Ruslar şimdi İran ve Hizbullah’la bu bölgeyi tahkim ediyor. Ruslar bu‘vade’yi Esad’la geçirip bir süre sonra Esad’dan vazgeçebilir. Gelen bilgiler, Suriye’deki diğer ülkelerin bu konuda belli bir noktaya kadar ikna edildiği yönünde. Zaten bir süredir Türkiye dahil, Esadlı geçiş konusunda isteksiz de olsa, ‘Evet’ diyenler olduğu biliniliyor. Çünkü, yine, Türkiye dahil bazı ülkeler biliyor ki Suriye’de satrançtaki pat durumuna benzer bir hava hakim; kimse fazlasını gerçekleştiremiyor.
Ruslar sadece Şam-Halep hattında değil, Suriye’nin geleceğinde en belirleyici ülkelerden biri. Bu tescil edilmiş durumda.

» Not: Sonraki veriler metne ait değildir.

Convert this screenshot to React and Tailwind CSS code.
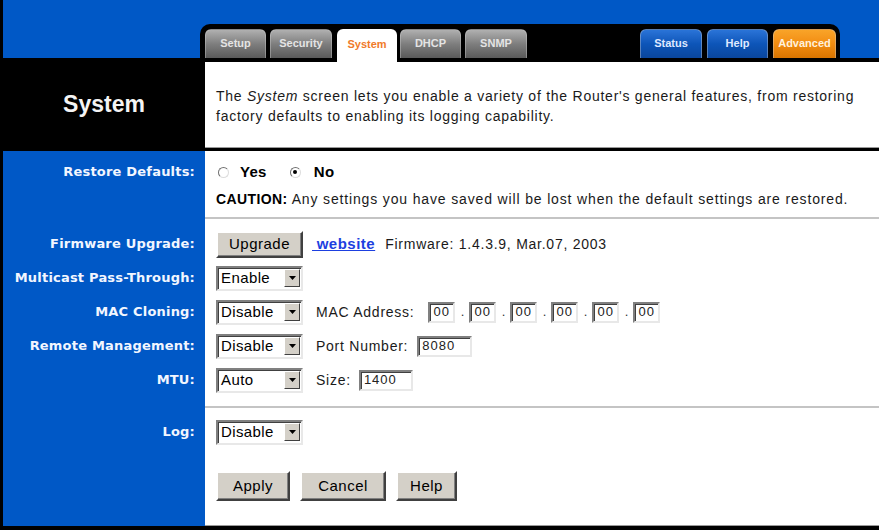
import { useState } from "react";

const BLUE = "bg-[#0058c6]";

function Tab({ label, active, kind = "gray", w }) {
  const styles = {
    gray: "bg-gradient-to-b from-[#b0b0b0] via-[#7e7e7e] to-[#5a5a5a] text-[#e4e4e4]",
    blue: "bg-gradient-to-b from-[#2a74d8] via-[#0d55b8] to-[#0a469c] text-[#dfe9ff]",
    orange: "bg-gradient-to-b from-[#f9a428] via-[#f28c10] to-[#d87400] text-[#fff1dc]",
  };
  if (active) {
    return (
      <div className={`${w} h-[33px] -mb-[4px] relative z-10 bg-white rounded-t-[6px] flex items-start justify-center pt-[7px] text-[11px] font-bold text-[#f07a2a]`}>
        {label}
      </div>
    );
  }
  return (
    <div className={`${w} h-[29px] rounded-t-[6px] flex items-center justify-center pb-[1px] text-[11px] font-bold border-t border-x border-[#d0d0d0]/40 ${styles[kind]}`}>
      {label}
    </div>
  );
}

function Label({ children, top }) {
  return (
    <div
      className={`w-[202px] shrink-0 ${BLUE} flex justify-end pr-[10px] text-[13px] tracking-[0.2px] font-bold text-[#f2f6ff] ${top ? "items-start pt-[11px] leading-[20px]" : "items-center"}`}
      style={{ fontFamily: '"DejaVu Sans", Verdana, sans-serif' }}
    >
      {children}
    </div>
  );
}

function Row({ label, h = "h-[34px]", children }) {
  return (
    <div className={`flex ${h}`}>
      <Label>{label}</Label>
      <div className="flex-1 bg-white flex items-center pl-[11px]">{children}</div>
    </div>
  );
}

function Spacer({ h }) {
  return (
    <div className={`flex ${h}`}>
      <div className={`w-[202px] shrink-0 ${BLUE}`} />
      <div className="flex-1 bg-white" />
    </div>
  );
}

function Separator() {
  return (
    <div className="flex h-[2px]">
      <div className={`w-[202px] shrink-0 ${BLUE}`} />
      <div className="flex-1 bg-[#c4c4c4]" />
    </div>
  );
}

function Select({ value, w = "w-[87px]" }) {
  return (
    <div className={`${w} h-[25px] bg-white border-2 border-t-[#808080] border-l-[#808080] border-r-[#e8e8e8] border-b-[#e8e8e8] shadow-[inset_1px_1px_0_#404040] flex items-center pl-[3px] pr-[1px] text-[15px] tracking-[0.4px] text-black`}>
      <span>{value}</span>
      <div className="ml-auto w-[16px] h-[18px] bg-[#d4d0c8] border border-t-white border-l-white border-r-[#404040] border-b-[#404040] flex items-center justify-center">
        <svg width="7" height="4" viewBox="0 0 7 4">
          <path d="M0 0h7L3.5 4z" fill="#000" />
        </svg>
      </div>
    </div>
  );
}

function Button({ children, w, h = "h-[30px]" }) {
  return (
    <button className={`${w} ${h} bg-[#d4d0c8] border-2 border-t-white border-l-white border-r-[#404040] border-b-[#404040] shadow-[inset_-1px_-1px_0_#808080] text-[15px] tracking-[0.5px] text-black flex items-center justify-center`}>
      {children}
    </button>
  );
}

function TextBox({ value, w }) {
  return (
    <div className={`${w} h-[21px] bg-white border-2 border-t-[#808080] border-l-[#808080] border-r-[#e8e8e8] border-b-[#e8e8e8] shadow-[inset_1px_1px_0_#404040] flex items-center pl-[3px] text-[13px] tracking-[1px] text-[#222]`}>
      {value}
    </div>
  );
}

function Radio({ checked }) {
  return (
    <div className="w-[11px] h-[11px] rounded-full bg-white border border-t-[#707070] border-l-[#707070] border-r-[#dcdcdc] border-b-[#dcdcdc] flex items-center justify-center">
      {checked && <div className="w-[4px] h-[4px] rounded-full bg-black" />}
    </div>
  );
}

const body = "text-[14px] tracking-[0.75px] text-[#1a1a1a]";

export default function App() {
  const [restore, setRestore] = useState("no");
  const mac = ["00", "00", "00", "00", "00", "00"];

  return (
    <div
      className="w-[879px] h-[530px] bg-black pl-[3px] pb-[4px] overflow-hidden flex flex-col"
      style={{ fontFamily: '"Liberation Sans", Arial, sans-serif' }}
    >
      {/* Header with tabs */}
      <div className={`h-[58px] shrink-0 ${BLUE} flex items-end`}>
        <div className="w-[197px]" />
        <div className="w-[640px] h-[34px] bg-black rounded-t-[10px] flex items-end pl-[5px] pr-[4px]">
          <Tab label="Setup" w="w-[61px]" />
          <div className="w-[4px]" />
          <Tab label="Security" w="w-[62px]" />
          <div className="w-[5px]" />
          <Tab label="System" w="w-[60px]" active />
          <div className="w-[3px]" />
          <Tab label="DHCP" w="w-[61px]" />
          <div className="w-[4px]" />
          <Tab label="SNMP" w="w-[62px]" />
          <div className="flex-1" />
          <Tab label="Status" w="w-[62px]" kind="blue" />
          <div className="w-[5px]" />
          <Tab label="Help" w="w-[61px]" kind="blue" />
          <div className="w-[5px]" />
          <Tab label="Advanced" w="w-[63px]" kind="orange" />
        </div>
      </div>

      {/* Title / description */}
      <div className="h-[93px] shrink-0 flex">
        <div className="w-[202px] shrink-0 bg-black flex items-center justify-center text-[23px] font-bold text-[#f4f4f4]">
          System
        </div>
        <div className="flex-1 flex flex-col pt-[4px]">
          <div className={`flex-1 bg-white pl-[11px] pt-[24px] leading-[20px] border-b border-[#9a9a9a] ${body}`}>
            The <i>System</i> screen lets you enable a variety of the Router's general features, from restoring
            <br />
            factory defaults to enabling its logging capability.
          </div>
          <div className="h-[3px] bg-black" />
        </div>
      </div>

      {/* Settings */}
      <div className="flex-1 flex flex-col">
        <div className="flex h-[66px]">
          <Label top>Restore Defaults:</Label>
          <div className="flex-1 bg-white pl-[11px] pt-[11px]">
            <div className="h-[20px] flex items-center text-[15px] tracking-[0.3px] font-bold text-black">
              <button className="flex items-center" onClick={() => setRestore("yes")}>
                <span className="ml-[2px]"><Radio checked={restore === "yes"} /></span>
                <span className="ml-[11px]">Yes</span>
              </button>
              <button className="flex items-center ml-[23px]" onClick={() => setRestore("no")}>
                <Radio checked={restore === "no"} />
                <span className="ml-[13px]">No</span>
              </button>
            </div>
            <div className="mt-[8px] h-[18px] flex items-center text-[14px] tracking-[0.85px] text-[#1a1a1a]">
              <b className="text-black tracking-[0.4px]">CAUTION:</b>
              <span className="ml-[4px]">Any settings you have saved will be lost when the default settings are restored.</span>
            </div>
          </div>
        </div>
        <Separator />
        <Spacer h="h-[8px]" />

        <Row label="Firmware Upgrade:">
          <Button w="w-[87px]" h="h-[27px]">Upgrade</Button>
          <a className="ml-[9px] text-[15px] tracking-[0.5px] font-bold text-[#1d3fe0] underline">&nbsp;website</a>
          <span className={`ml-[10px] ${body}`}>Firmware: 1.4.3.9, Mar.07, 2003</span>
        </Row>
        <Row label="Multicast Pass-Through:">
          <Select value="Enable" />
        </Row>
        <Row label="MAC Cloning:">
          <Select value="Disable" />
          <span className={`ml-[13px] mr-[14px] ${body}`}>MAC Address:</span>
          {mac.map((m, i) => (
            <div key={i} className="flex items-center">
              {i > 0 && <span className="w-[14px] text-center text-[13px] text-[#333]">.</span>}
              <TextBox value={m} w="w-[27px]" />
            </div>
          ))}
        </Row>
        <Row label="Remote Management:">
          <Select value="Disable" />
          <span className={`ml-[13px] mr-[9px] ${body}`}>Port Number:</span>
          <TextBox value="8080" w="w-[55px]" />
        </Row>
        <Row label="MTU:">
          <Select value="Auto" />
          <span className={`ml-[13px] mr-[8px] ${body}`}>Size:</span>
          <TextBox value="1400" w="w-[54px]" />
        </Row>

        <Spacer h="h-[9px]" />
        <Separator />
        <Spacer h="h-[7px]" />

        <Row label="Log:">
          <Select value="Disable" />
        </Row>
        <Spacer h="h-[20px]" />
        <Row label="">
          <div className="flex gap-[10px]">
            <Button w="w-[74px]">Apply</Button>
            <Button w="w-[86px]">Cancel</Button>
            <Button w="w-[61px]">Help</Button>
          </div>
        </Row>
        <div className="flex flex-1">
          <div className={`w-[202px] shrink-0 ${BLUE}`} />
          <div className="flex-1 bg-white border-b border-[#9a9a9a]" />
        </div>
      </div>
    </div>
  );
}
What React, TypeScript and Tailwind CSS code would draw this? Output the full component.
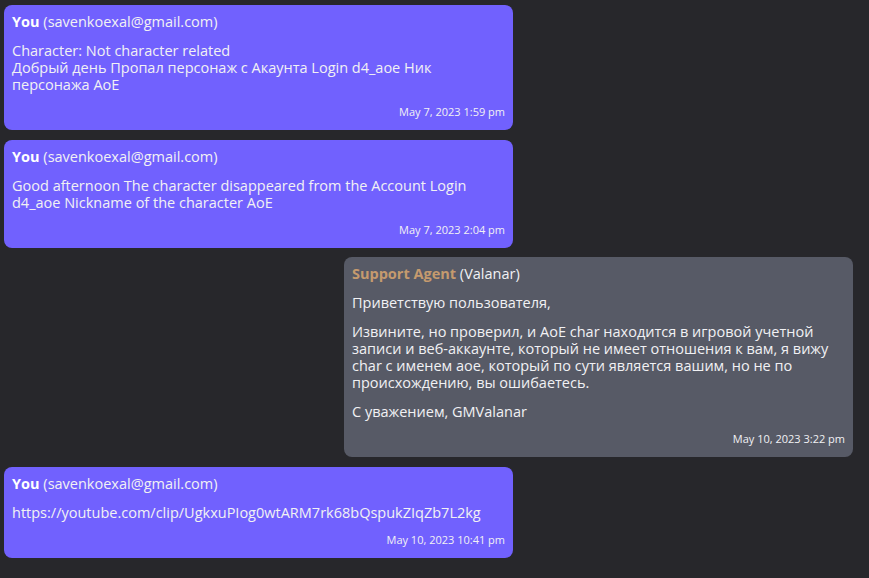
import React from 'react';

interface Message {
  id: number;
  mine: boolean;
  role: string;
  name: string;
  paragraphs: string[][];
  date: string;
}

const messages: Message[] = [
  {
    id: 1,
    mine: true,
    role: 'You',
    name: 'savenkoexal@gmail.com',
    paragraphs: [
      [
        'Character: Not character related',
        'Добрый день Пропал персонаж с Акаунта Login d4_aoe Ник',
        'персонажа AoE',
      ],
    ],
    date: 'May 7, 2023 1:59 pm',
  },
  {
    id: 2,
    mine: true,
    role: 'You',
    name: 'savenkoexal@gmail.com',
    paragraphs: [
      [
        'Good afternoon The character disappeared from the Account Login',
        'd4_aoe Nickname of the character AoE',
      ],
    ],
    date: 'May 7, 2023 2:04 pm',
  },
  {
    id: 3,
    mine: false,
    role: 'Support Agent',
    name: 'Valanar',
    paragraphs: [
      ['Приветствую пользователя,'],
      [
        'Извините, но проверил, и AoE char находится в игровой учетной',
        'записи и веб-аккаунте, который не имеет отношения к вам, я вижу',
        'char с именем aoe, который по сути является вашим, но не по',
        'происхождению, вы ошибаетесь.',
      ],
      ['С уважением, GMValanar'],
    ],
    date: 'May 10, 2023 3:22 pm',
  },
  {
    id: 4,
    mine: true,
    role: 'You',
    name: 'savenkoexal@gmail.com',
    paragraphs: [['https://youtube.com/clip/UgkxuPIog0wtARM7rk68bQspukZIqZb7L2kg']],
    date: 'May 10, 2023 10:41 pm',
  },
];

const Bubble = ({ msg }: { msg: Message }) => (
  <div
    className={
      msg.mine
        ? 'w-[509px] self-start rounded-lg bg-[#7161fe] px-2 pt-2 pb-[11px]'
        : 'w-[509px] self-end rounded-lg bg-[#575a66] px-2 pt-2 pb-[11px]'
    }
  >
    <div className="text-[14.5px] leading-[17px] whitespace-nowrap">
      <span className={msg.mine ? 'font-bold text-white' : 'font-bold text-[#c59a6e]'}>
        {msg.role}
      </span>{' '}
      <span>({msg.name})</span>
    </div>
    {msg.paragraphs.map((p, i) => (
      <p key={i} className="mt-3 text-[14.5px] leading-[17px]">
        {p.map((line, j) => (
          <span key={j} className="block whitespace-nowrap">
            {line}
          </span>
        ))}
      </p>
    ))}
    <div className="mt-3 text-right text-[11px] leading-[14px]">{msg.date}</div>
  </div>
);

export default function App() {
  return (
    <div
      className="flex min-h-[578px] w-full flex-col gap-[9.5px] bg-[#27272b] pt-[5px] pr-4 pl-1 text-[#f1f1f4]"
      style={{ fontFamily: '"Open Sans", sans-serif' }}
    >
      {messages.map((m) => (
        <Bubble key={m.id} msg={m} />
      ))}
    </div>
  );
}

Bu hattın Türkiye’ye maliyeti ise o bölgede gücünün azalması ve daha çok mülteci anlamına gelecek.
Kobani-Rakka hattı
İkinci hat ise Kobani-Rakka hattı.
Kuzey-güney hattı da denebilir buna. Kuzeyde Suriyeli Kürtlerle birlikte güneye doğru IŞİD’le savaşacak Arap muhaliflerin hattı. Bu hatta da ABD’nin hava desteği eşliğinde YPG ile yeni kurulan Arap muhalif unsurlar savaşacak. Bu hatta Ruslar da destek veriyor. Hedef IŞİD’in kalesi Rakka’yı temizlemek. Muhtemelen Kürtler Rakka’ya girmeyecek. Zaten mevcut bir bölgeleri var.
Geçenlerde ABD uçakları tarafından havadan atılan 50 ton mühimmat da bu harekat öncesindeki hazırlıklar için. Dikkat çeken ise bu hattın da herhangi bir yerinde de Türkiye yok. Türkiye, YPG’in bu silahları Türkiye’ye geçirmemesi ya da Kandil’e yollamaması konusunda ikazda bulunuyor sadece.

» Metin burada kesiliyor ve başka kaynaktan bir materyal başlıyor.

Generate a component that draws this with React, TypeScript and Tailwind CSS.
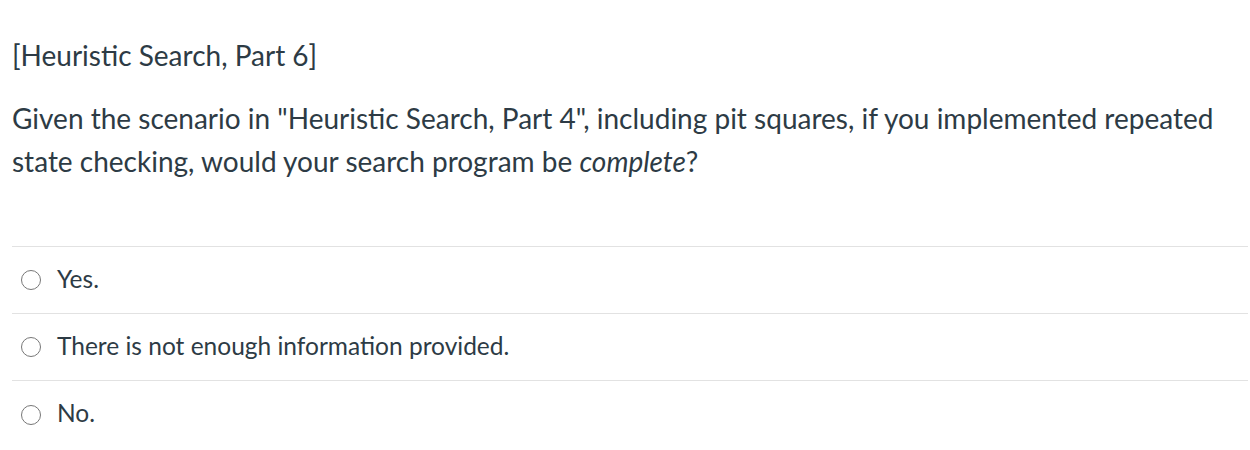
import React from "react";

const options = ["Yes.", "There is not enough information provided.", "No."];

export default function App() {
  return (
    <div
      className="w-[1250px] h-[450px] bg-white text-[#2d3b45] overflow-hidden"
      style={{ fontFamily: "Lato, 'Noto Sans', sans-serif" }}
    >
      <div className="pl-[12px] pr-[2px] pt-[36px]">
        <p className="text-[28px] leading-[38px] m-0">[Heuristic Search, Part 6]</p>
        <p className="text-[28px] leading-[43px] mt-[23px]">
          Given the scenario in "Heuristic Search, Part 4", including pit squares, if you implemented repeated state
          checking, would your search program be <em>complete</em>?
        </p>
        <div className="mt-[63px] border-t-[1.5px] border-[#e2e2e2]">
          {options.map((o) => (
            <div key={o} className="h-[67px] flex items-center border-b-[1.5px] border-[#e2e2e2] last:border-b-0">
              <span className="ml-[9px] w-[20px] h-[20px] rounded-full border-[1.5px] border-[#777] bg-white shrink-0" />
              <span className="ml-[16px] text-[24.5px] leading-[30px] -mt-[3px]">{o}</span>
            </div>
          ))}
        </div>
      </div>
    </div>
  );
}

4.5 yıl kaybetmek gerekiyor muydu?
Ancak savaşa bu kadar dahil olmuş bir Türkiye’nin bir anda Suriye’den vazgeçmesi düşünülemez. Politikasının eskisi gibi gitmeyeceği, yeni bir politikanın zorunlu olduğu ortada.
Bu noktada, Türkiye’nin kendi içinde çözüm sürecine dönerek içeride kuracağı bir barış iklimiyle birlikte enerjisini yeni Suriye politikasına harcaması en mantıklı seçenek.
Eğer yeni bir ülke kurulacaksa, Türkiye’nin özellikle orta bölge ya da orta hattaki Sünni yapılanmada önemli bir rolü olabilir. Bu rol de ancak, Müslüman, seküler, demokratik, sosyal, mezhep temelli olmayan bir yaklaşımı önceleyen, bir ayağı AB ve NATO’da, bir ayağı Ortadoğu’da, barışı temel alan bir politikayla üstlenilebilir.
Kısa süre öncesine kadar Ortadoğu ülkeleri Türkiye’yi bu özellikleriyle‘örnek ülke’ olarak görüyordu. Yoksa diğerler örneklerden bölgede zaten çok sayıda mevcut; Suudi, Katar, Ürdün, İran vs.
Zaten şimdiden ABD-Rusya’nın kısa Süreli Esad’lı geçiş için anlaştığı ortada. Eh, diğerlerine de kabul etmek düştü bu durumda. Peki, bunun için 4.5 yıl kaybetmek gerekiyor muydu?
Hep söyledik…
Ama görünen o ki, sanki hiçbir şey olmamış, hiç yanlış yapılmamış gibi geriye dönük bir özeleştiri yapılmayacak. Gelinen noktayı kavramsallaştırmak için çaba harcanacak.
Hep söyledik: Ortadoğu’ya girmek kolay da çıkmak zordur.